Brief -
Render every entry exactly as it appears.
** begin Input records **
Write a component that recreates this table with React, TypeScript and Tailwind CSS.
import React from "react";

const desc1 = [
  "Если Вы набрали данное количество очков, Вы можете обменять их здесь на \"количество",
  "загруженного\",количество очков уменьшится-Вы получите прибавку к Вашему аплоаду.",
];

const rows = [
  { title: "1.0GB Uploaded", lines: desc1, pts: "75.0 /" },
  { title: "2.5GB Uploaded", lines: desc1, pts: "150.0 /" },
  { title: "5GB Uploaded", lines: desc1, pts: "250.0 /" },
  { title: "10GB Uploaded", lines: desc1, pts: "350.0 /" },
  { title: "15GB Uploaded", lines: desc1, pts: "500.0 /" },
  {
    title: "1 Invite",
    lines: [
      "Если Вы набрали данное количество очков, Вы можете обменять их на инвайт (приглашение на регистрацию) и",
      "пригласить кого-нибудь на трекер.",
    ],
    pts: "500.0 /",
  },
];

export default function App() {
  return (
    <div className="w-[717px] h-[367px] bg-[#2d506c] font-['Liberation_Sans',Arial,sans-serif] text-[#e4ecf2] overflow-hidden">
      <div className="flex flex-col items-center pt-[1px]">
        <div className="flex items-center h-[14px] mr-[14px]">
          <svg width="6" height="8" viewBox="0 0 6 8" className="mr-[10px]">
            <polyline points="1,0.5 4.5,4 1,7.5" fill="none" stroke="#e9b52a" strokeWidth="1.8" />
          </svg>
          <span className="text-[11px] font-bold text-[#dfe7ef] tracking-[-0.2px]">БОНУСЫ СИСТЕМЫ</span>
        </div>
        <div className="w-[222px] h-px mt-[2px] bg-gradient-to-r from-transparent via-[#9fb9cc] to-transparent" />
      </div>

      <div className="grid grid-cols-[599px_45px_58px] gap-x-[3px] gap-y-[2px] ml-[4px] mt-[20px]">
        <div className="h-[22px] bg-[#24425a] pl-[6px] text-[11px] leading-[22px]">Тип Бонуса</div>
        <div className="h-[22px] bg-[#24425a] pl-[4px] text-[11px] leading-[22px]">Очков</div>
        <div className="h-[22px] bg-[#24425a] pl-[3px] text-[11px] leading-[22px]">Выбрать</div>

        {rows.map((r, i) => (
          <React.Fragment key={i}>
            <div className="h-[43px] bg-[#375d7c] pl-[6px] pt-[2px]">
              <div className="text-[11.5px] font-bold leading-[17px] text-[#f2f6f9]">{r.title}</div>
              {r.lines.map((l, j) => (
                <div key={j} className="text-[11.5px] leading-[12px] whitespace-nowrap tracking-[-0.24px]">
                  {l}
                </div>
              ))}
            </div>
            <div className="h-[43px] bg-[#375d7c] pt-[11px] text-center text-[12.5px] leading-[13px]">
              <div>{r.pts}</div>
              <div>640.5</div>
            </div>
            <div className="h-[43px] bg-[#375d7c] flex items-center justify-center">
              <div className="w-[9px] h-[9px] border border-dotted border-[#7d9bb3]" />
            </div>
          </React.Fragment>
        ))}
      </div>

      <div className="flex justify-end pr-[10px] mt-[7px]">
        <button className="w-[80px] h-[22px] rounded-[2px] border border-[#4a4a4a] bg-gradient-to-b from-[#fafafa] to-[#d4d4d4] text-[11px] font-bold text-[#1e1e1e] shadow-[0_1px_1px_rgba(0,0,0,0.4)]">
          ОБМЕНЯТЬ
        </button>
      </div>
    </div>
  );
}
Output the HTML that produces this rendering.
** end Input records **
Result of the exercise -
Write a component that recreates this table with React, TypeScript and Tailwind CSS.
import React from "react";

const desc1 = [
  "Если Вы набрали данное количество очков, Вы можете обменять их здесь на \"количество",
  "загруженного\",количество очков уменьшится-Вы получите прибавку к Вашему аплоаду.",
];

const rows = [
  { title: "1.0GB Uploaded", lines: desc1, pts: "75.0 /" },
  { title: "2.5GB Uploaded", lines: desc1, pts: "150.0 /" },
  { title: "5GB Uploaded", lines: desc1, pts: "250.0 /" },
  { title: "10GB Uploaded", lines: desc1, pts: "350.0 /" },
  { title: "15GB Uploaded", lines: desc1, pts: "500.0 /" },
  {
    title: "1 Invite",
    lines: [
      "Если Вы набрали данное количество очков, Вы можете обменять их на инвайт (приглашение на регистрацию) и",
      "пригласить кого-нибудь на трекер.",
    ],
    pts: "500.0 /",
  },
];

export default function App() {
  return (
    <div className="w-[717px] h-[367px] bg-[#2d506c] font-['Liberation_Sans',Arial,sans-serif] text-[#e4ecf2] overflow-hidden">
      <div className="flex flex-col items-center pt-[1px]">
        <div className="flex items-center h-[14px] mr-[14px]">
          <svg width="6" height="8" viewBox="0 0 6 8" className="mr-[10px]">
            <polyline points="1,0.5 4.5,4 1,7.5" fill="none" stroke="#e9b52a" strokeWidth="1.8" />
          </svg>
          <span className="text-[11px] font-bold text-[#dfe7ef] tracking-[-0.2px]">БОНУСЫ СИСТЕМЫ</span>
        </div>
        <div className="w-[222px] h-px mt-[2px] bg-gradient-to-r from-transparent via-[#9fb9cc] to-transparent" />
      </div>

      <div className="grid grid-cols-[599px_45px_58px] gap-x-[3px] gap-y-[2px] ml-[4px] mt-[20px]">
        <div className="h-[22px] bg-[#24425a] pl-[6px] text-[11px] leading-[22px]">Тип Бонуса</div>
        <div className="h-[22px] bg-[#24425a] pl-[4px] text-[11px] leading-[22px]">Очков</div>
        <div className="h-[22px] bg-[#24425a] pl-[3px] text-[11px] leading-[22px]">Выбрать</div>

        {rows.map((r, i) => (
          <React.Fragment key={i}>
            <div className="h-[43px] bg-[#375d7c] pl-[6px] pt-[2px]">
              <div className="text-[11.5px] font-bold leading-[17px] text-[#f2f6f9]">{r.title}</div>
              {r.lines.map((l, j) => (
                <div key={j} className="text-[11.5px] leading-[12px] whitespace-nowrap tracking-[-0.24px]">
                  {l}
                </div>
              ))}
            </div>
            <div className="h-[43px] bg-[#375d7c] pt-[11px] text-center text-[12.5px] leading-[13px]">
              <div>{r.pts}</div>
              <div>640.5</div>
            </div>
            <div className="h-[43px] bg-[#375d7c] flex items-center justify-center">
              <div className="w-[9px] h-[9px] border border-dotted border-[#7d9bb3]" />
            </div>
          </React.Fragment>
        ))}
      </div>

      <div className="flex justify-end pr-[10px] mt-[7px]">
        <button className="w-[80px] h-[22px] rounded-[2px] border border-[#4a4a4a] bg-gradient-to-b from-[#fafafa] to-[#d4d4d4] text-[11px] font-bold text-[#1e1e1e] shadow-[0_1px_1px_rgba(0,0,0,0.4)]">
          ОБМЕНЯТЬ
        </button>
      </div>
    </div>
  );
}
Output the HTML that produces this rendering.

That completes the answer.